Having retries silently happening indefinitely is not what we want.
Some potential solutions:
I don't see any reason to fail a retry. That's what the queue size is for. We should try as long as possible to try and make the best effort not to lose data. Instead, I'd suggest we log the error on every Nth retry (let's say 3). WDYT?
I don't see any reason to fail a retry. That's what the queue size is for. We should try as long as possible to try and make the best effort not to lose data.
+1 on making the best effort not to lose data, but I disagree with the point about retrying infinitely:
That being said, it may be a good idea to split out rethinking retries to a separate issue and only address the logging here.
I believe Datadog Agent logs all request failures, so it's probably ok to do the same in trace-agent. Although I have nothing against sampling of those logs.
Even though that's a more complex implementation I agree with you. Let's treat that as a separate issue though.
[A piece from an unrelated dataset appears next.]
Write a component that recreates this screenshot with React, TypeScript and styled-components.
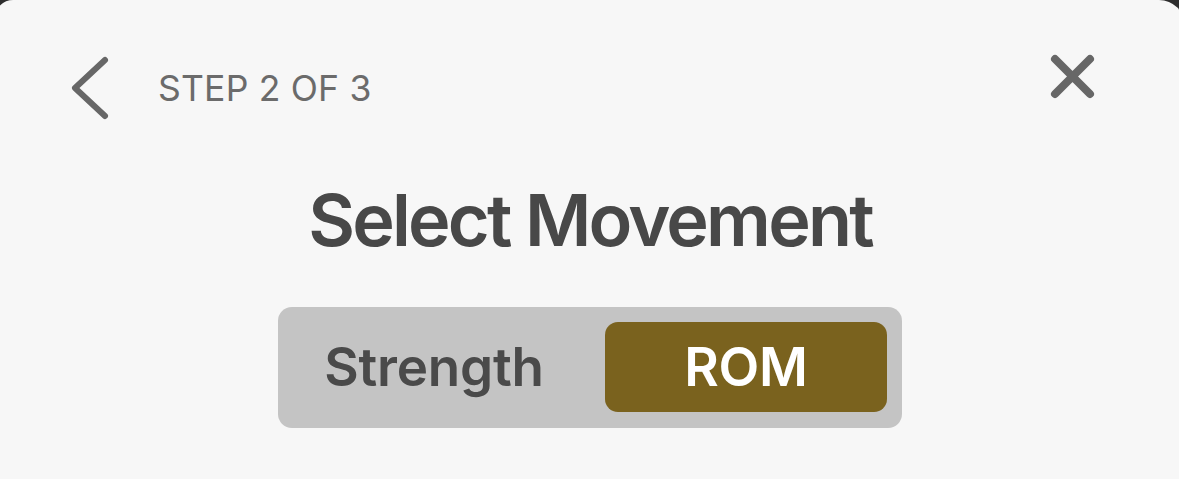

Going back to your original issue, if I understood correctly, your payload failed to send because the API key was incorrect. On this occasion the intake returned a 5xx (server error) which the agent considered to be retriable. That's a mistake on our intake and the fix should be added there. This error should be changed to a 4xx (client error) to make sure the client/agent doesn't keep retrying something that will never succeed anyway.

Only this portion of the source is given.